━━ DATASET CONTENT ━━

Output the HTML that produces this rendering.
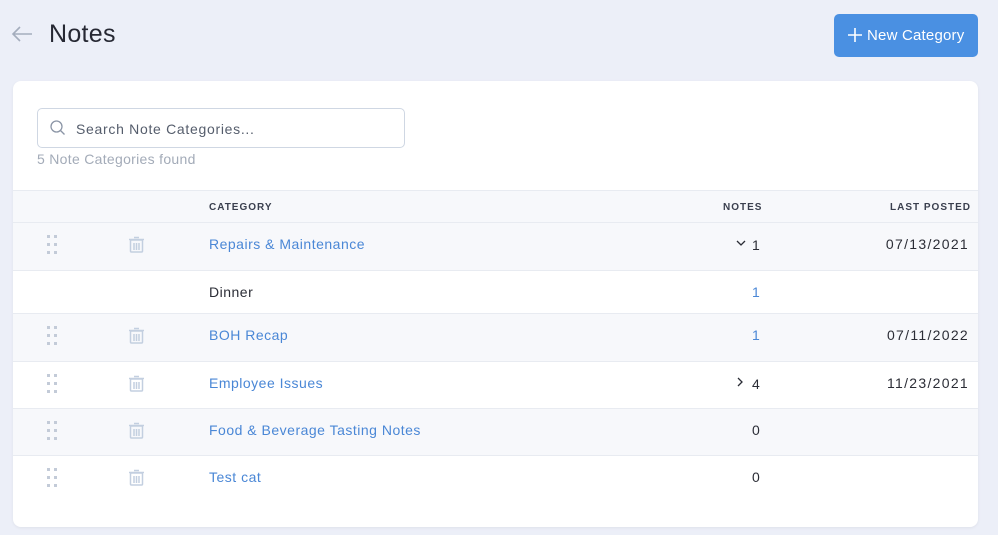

━━━
━━ DATASET CONTENT ━━

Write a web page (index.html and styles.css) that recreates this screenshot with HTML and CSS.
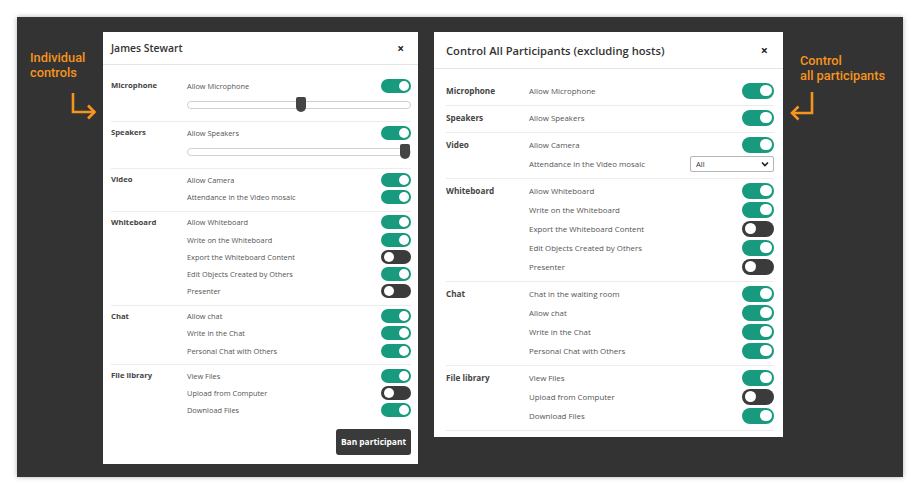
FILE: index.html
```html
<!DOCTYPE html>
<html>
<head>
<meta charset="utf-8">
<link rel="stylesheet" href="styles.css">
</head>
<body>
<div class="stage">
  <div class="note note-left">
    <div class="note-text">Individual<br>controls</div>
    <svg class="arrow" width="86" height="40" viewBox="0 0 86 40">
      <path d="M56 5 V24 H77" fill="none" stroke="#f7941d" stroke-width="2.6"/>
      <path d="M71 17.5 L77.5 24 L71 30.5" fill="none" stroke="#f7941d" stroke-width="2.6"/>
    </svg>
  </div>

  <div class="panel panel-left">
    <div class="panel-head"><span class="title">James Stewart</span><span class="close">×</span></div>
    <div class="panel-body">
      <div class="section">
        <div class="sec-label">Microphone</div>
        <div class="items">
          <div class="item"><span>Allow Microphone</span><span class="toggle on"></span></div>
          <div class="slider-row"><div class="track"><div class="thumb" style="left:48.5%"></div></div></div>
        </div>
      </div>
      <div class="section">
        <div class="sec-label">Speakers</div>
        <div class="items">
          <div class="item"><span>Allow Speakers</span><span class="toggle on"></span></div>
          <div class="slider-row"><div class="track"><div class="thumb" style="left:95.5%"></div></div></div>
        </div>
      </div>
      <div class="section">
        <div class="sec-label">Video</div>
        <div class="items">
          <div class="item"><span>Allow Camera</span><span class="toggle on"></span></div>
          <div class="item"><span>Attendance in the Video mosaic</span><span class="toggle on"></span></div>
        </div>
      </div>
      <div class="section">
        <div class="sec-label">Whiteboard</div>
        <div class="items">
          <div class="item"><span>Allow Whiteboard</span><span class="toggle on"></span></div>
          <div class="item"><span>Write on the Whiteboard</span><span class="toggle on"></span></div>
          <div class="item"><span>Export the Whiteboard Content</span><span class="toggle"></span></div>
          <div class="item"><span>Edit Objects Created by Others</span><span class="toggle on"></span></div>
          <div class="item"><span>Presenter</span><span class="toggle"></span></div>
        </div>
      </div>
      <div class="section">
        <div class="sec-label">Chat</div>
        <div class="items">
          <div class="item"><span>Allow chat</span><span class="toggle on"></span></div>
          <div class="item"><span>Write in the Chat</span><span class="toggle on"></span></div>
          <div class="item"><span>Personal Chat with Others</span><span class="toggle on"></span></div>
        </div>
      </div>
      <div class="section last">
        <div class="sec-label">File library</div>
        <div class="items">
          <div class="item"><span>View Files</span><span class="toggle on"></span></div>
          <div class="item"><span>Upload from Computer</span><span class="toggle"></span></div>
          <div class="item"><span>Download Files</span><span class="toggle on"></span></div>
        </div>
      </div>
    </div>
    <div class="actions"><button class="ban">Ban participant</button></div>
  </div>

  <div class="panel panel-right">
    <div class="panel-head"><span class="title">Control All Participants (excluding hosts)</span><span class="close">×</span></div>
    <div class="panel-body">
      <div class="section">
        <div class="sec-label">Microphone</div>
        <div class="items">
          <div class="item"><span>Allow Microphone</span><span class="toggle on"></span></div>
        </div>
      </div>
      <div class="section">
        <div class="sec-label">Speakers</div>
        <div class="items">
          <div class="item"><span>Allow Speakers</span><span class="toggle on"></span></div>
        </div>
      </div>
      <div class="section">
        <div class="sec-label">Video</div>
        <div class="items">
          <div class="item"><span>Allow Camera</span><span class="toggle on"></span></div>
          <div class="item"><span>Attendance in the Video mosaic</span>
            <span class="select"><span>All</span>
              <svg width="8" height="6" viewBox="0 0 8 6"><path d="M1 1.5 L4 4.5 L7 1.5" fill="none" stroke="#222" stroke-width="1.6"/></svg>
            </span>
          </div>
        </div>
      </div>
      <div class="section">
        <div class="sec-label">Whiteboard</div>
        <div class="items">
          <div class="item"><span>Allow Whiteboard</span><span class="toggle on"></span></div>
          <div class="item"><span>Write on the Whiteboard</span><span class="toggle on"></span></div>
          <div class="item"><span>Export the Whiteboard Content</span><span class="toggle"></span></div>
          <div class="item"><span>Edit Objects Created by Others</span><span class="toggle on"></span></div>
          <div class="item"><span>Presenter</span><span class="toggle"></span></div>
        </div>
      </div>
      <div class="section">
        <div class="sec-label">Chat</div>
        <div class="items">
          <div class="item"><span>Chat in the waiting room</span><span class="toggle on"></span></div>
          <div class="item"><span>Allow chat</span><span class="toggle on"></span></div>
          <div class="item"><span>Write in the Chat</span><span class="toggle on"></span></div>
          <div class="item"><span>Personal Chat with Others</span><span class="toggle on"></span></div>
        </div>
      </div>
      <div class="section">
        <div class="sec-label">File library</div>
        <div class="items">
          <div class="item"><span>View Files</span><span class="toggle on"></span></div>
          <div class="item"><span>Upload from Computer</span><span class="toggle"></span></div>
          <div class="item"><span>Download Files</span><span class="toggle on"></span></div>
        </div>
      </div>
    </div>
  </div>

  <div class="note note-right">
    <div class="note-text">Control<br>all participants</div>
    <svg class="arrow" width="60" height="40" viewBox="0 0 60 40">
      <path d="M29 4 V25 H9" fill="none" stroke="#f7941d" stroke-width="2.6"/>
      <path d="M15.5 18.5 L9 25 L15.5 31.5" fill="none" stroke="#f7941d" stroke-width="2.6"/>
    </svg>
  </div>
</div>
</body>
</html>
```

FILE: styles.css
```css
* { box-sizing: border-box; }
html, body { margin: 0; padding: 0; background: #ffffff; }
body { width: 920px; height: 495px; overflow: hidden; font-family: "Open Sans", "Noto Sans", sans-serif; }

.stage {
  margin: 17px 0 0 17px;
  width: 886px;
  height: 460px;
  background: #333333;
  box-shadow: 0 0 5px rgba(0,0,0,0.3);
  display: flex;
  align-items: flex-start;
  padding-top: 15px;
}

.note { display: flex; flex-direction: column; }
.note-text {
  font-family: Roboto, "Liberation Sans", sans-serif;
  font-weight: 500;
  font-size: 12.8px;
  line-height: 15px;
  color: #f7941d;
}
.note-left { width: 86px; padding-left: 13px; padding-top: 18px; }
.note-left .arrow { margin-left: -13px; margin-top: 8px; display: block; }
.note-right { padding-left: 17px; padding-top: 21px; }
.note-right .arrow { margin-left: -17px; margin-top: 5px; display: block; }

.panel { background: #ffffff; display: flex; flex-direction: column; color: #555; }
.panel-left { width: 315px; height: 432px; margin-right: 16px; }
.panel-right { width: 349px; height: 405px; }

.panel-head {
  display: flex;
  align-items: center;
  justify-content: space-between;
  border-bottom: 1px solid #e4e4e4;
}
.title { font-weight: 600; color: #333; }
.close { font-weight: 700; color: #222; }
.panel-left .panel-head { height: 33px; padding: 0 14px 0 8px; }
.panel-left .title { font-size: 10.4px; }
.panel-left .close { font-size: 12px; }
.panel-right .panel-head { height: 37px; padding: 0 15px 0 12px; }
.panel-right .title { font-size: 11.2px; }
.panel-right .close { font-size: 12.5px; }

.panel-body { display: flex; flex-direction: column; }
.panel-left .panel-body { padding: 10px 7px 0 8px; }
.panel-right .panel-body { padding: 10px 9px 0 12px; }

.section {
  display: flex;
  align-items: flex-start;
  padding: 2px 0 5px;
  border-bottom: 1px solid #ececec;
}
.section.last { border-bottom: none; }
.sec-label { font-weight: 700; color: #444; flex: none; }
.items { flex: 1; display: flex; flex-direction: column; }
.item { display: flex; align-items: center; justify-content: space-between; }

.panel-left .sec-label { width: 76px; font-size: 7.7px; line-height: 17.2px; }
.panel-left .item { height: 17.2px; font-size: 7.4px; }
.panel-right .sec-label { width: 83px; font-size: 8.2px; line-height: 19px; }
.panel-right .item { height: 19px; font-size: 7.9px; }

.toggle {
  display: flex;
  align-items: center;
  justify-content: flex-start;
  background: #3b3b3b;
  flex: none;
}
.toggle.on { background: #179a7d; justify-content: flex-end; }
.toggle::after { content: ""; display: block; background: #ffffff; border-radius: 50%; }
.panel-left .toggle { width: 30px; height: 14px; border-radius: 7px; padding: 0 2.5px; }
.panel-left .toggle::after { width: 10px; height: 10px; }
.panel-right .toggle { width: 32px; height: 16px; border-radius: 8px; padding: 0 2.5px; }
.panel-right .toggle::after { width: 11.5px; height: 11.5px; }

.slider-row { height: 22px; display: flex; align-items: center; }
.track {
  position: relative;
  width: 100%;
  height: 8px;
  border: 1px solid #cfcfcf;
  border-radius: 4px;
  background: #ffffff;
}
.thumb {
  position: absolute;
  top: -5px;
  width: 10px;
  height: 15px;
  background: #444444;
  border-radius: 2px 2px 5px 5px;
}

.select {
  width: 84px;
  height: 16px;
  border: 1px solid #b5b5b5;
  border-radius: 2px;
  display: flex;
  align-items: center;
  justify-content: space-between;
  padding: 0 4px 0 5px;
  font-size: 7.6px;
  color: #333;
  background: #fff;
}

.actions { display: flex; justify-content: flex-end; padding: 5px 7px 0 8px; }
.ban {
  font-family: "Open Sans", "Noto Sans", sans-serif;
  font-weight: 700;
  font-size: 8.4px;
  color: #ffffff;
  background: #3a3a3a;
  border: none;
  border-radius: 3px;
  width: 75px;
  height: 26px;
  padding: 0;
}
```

━━━

Find all the lines containing "this" in the material, then copy them.

SOLVED EXERCISE:
Output the HTML that produces this rendering.
Write a web page (index.html and styles.css) that recreates this screenshot with HTML and CSS.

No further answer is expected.